#### ROWS ####

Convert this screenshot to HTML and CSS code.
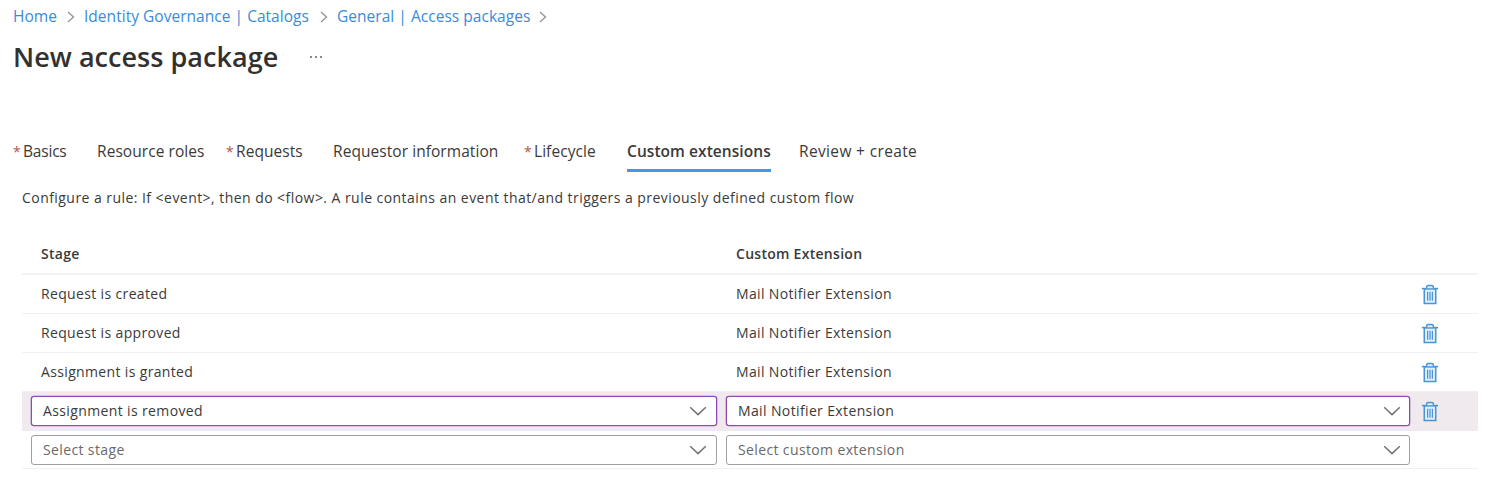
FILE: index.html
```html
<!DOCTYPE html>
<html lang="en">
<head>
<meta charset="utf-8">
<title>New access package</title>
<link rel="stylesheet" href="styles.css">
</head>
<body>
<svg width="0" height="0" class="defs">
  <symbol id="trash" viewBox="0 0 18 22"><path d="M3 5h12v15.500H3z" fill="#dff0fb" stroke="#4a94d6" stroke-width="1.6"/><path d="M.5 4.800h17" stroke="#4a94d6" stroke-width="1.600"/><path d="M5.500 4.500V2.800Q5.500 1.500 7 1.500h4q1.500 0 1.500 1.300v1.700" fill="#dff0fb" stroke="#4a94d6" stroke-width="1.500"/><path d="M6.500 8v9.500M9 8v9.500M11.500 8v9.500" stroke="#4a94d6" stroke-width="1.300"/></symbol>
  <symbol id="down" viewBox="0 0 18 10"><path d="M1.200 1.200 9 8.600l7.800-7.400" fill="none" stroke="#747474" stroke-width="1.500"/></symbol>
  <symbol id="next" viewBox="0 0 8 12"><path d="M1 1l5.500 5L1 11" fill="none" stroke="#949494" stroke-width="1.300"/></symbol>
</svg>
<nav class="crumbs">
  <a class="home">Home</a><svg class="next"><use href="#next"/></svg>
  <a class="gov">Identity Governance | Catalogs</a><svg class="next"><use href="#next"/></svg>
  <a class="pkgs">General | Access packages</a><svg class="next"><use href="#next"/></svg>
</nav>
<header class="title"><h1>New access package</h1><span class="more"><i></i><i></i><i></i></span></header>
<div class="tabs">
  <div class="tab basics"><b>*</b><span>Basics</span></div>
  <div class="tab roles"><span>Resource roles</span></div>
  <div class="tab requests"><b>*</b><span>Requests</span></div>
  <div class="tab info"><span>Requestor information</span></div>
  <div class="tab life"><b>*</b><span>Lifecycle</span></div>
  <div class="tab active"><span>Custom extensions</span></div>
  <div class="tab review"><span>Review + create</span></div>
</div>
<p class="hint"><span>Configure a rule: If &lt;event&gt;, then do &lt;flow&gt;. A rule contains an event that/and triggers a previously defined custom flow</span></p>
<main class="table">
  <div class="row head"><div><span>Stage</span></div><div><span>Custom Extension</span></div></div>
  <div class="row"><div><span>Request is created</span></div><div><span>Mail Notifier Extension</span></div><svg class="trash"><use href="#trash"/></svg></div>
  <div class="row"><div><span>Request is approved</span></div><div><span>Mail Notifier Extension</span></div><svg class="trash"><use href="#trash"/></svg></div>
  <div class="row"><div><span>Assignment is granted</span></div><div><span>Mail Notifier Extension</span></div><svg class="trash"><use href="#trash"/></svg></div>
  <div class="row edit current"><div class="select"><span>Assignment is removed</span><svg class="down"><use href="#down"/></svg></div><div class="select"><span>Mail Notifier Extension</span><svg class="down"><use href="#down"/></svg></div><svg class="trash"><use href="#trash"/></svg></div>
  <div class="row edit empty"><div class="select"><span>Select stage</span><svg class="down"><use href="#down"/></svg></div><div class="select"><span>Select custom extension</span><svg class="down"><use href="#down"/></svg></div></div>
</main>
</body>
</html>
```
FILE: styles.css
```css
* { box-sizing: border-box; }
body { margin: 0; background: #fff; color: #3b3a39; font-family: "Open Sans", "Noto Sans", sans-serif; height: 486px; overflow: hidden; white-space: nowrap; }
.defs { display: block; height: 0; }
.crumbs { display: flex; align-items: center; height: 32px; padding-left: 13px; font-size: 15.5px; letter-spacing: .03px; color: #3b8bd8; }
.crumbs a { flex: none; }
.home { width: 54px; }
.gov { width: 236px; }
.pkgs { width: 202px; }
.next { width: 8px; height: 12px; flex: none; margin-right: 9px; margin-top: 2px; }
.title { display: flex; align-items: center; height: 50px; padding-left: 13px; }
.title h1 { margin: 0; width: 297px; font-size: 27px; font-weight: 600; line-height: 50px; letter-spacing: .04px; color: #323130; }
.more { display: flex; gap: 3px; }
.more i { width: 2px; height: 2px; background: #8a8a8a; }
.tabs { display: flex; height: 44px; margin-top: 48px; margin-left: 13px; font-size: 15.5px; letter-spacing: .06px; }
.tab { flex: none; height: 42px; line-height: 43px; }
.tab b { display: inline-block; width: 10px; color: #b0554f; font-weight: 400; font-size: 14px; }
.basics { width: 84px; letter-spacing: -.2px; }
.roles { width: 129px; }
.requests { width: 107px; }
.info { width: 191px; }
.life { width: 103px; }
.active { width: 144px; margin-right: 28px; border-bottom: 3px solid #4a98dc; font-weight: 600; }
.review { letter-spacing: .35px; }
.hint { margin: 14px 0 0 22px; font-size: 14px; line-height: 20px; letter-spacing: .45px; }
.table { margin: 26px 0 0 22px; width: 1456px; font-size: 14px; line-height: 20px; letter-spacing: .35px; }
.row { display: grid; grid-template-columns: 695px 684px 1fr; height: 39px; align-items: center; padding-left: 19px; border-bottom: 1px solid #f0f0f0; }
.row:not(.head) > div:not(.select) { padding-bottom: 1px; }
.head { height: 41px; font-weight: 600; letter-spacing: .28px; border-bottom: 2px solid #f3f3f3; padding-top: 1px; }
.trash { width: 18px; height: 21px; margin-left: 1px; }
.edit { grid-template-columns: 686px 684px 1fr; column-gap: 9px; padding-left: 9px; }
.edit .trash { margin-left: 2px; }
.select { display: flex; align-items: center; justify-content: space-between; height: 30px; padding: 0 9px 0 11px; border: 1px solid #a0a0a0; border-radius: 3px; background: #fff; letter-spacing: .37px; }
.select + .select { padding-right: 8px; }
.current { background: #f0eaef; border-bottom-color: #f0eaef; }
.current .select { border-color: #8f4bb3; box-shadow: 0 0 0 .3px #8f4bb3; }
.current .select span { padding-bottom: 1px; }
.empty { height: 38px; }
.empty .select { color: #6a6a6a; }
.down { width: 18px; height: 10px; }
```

####
#### ROWS ####

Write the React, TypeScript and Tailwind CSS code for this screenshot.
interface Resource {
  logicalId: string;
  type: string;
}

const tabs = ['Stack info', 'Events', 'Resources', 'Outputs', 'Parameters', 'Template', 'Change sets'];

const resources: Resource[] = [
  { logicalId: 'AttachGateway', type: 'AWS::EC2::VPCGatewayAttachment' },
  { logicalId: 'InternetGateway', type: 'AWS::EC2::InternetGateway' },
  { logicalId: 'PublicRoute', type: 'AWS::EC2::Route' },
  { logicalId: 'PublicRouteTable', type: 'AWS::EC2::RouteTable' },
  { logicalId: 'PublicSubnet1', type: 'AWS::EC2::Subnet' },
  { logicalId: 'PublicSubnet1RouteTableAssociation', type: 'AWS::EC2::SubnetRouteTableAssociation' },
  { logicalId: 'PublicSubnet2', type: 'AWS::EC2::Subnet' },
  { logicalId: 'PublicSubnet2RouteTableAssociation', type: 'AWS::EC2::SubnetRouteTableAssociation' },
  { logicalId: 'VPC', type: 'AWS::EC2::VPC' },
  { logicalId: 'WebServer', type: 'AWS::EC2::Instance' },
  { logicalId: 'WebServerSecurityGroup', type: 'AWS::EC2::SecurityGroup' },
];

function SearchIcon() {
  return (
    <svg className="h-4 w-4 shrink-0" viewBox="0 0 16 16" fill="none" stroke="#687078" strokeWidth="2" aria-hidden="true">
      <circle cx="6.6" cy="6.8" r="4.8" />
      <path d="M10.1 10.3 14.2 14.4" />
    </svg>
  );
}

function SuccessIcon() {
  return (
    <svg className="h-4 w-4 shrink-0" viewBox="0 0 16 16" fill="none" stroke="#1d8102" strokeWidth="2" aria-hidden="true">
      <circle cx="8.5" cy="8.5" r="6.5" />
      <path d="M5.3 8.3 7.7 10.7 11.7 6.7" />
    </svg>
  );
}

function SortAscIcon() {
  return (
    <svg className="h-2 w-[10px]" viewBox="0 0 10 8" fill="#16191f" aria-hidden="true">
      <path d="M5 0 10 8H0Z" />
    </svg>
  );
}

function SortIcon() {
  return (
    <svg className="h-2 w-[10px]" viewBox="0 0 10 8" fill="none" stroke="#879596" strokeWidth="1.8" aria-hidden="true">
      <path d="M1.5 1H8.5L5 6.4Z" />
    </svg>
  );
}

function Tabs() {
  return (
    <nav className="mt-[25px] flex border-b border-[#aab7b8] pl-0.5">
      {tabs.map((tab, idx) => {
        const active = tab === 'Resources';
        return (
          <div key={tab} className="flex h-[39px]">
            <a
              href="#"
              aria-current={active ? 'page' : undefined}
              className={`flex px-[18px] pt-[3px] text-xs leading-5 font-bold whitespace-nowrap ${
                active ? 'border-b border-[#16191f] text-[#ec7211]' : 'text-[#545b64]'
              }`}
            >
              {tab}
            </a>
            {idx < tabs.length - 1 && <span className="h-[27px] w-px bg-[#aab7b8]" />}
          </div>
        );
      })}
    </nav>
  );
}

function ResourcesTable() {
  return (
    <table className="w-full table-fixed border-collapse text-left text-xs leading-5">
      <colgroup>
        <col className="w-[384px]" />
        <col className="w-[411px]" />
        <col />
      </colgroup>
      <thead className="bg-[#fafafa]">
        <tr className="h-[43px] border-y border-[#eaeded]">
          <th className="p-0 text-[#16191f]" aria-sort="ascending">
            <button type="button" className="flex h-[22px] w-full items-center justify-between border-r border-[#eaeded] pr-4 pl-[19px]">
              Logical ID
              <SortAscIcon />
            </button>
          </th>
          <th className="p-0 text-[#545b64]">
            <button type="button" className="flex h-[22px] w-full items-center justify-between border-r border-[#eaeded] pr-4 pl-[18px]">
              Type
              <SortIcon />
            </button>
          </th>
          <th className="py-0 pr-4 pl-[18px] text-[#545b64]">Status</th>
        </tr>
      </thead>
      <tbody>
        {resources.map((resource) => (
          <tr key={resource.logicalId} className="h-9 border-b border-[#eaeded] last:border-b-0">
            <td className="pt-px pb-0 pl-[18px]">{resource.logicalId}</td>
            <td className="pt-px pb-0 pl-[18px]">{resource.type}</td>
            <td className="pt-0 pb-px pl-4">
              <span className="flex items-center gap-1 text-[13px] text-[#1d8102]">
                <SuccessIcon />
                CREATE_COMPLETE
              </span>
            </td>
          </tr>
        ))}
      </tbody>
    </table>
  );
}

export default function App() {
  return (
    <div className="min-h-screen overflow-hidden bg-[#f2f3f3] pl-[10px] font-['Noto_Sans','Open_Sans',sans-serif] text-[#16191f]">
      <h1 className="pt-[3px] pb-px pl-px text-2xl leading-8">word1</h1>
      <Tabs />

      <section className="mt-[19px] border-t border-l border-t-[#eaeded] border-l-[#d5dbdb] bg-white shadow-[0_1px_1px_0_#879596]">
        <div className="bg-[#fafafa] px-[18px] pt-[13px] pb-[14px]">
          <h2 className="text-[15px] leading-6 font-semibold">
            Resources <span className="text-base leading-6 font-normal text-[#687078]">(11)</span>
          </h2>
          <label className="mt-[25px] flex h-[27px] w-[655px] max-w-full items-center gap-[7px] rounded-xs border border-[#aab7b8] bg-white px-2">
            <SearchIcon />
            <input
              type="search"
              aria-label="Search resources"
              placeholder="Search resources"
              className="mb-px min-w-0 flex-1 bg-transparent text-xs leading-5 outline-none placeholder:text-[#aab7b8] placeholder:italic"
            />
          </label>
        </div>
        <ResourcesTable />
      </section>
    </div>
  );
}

####

EXERCISE DESCRIPTION: This exercise asks for the lines from the line with "Write the React, TypeScript" to the line with "const tabs = ['Stack", both lines included, set down exactly and with nothing else.

RESULT FOR THIS EXERCISE:
Write the React, TypeScript and Tailwind CSS code for this screenshot.
interface Resource {
  logicalId: string;
  type: string;
}

const tabs = ['Stack info', 'Events', 'Resources', 'Outputs', 'Parameters', 'Template', 'Change sets'];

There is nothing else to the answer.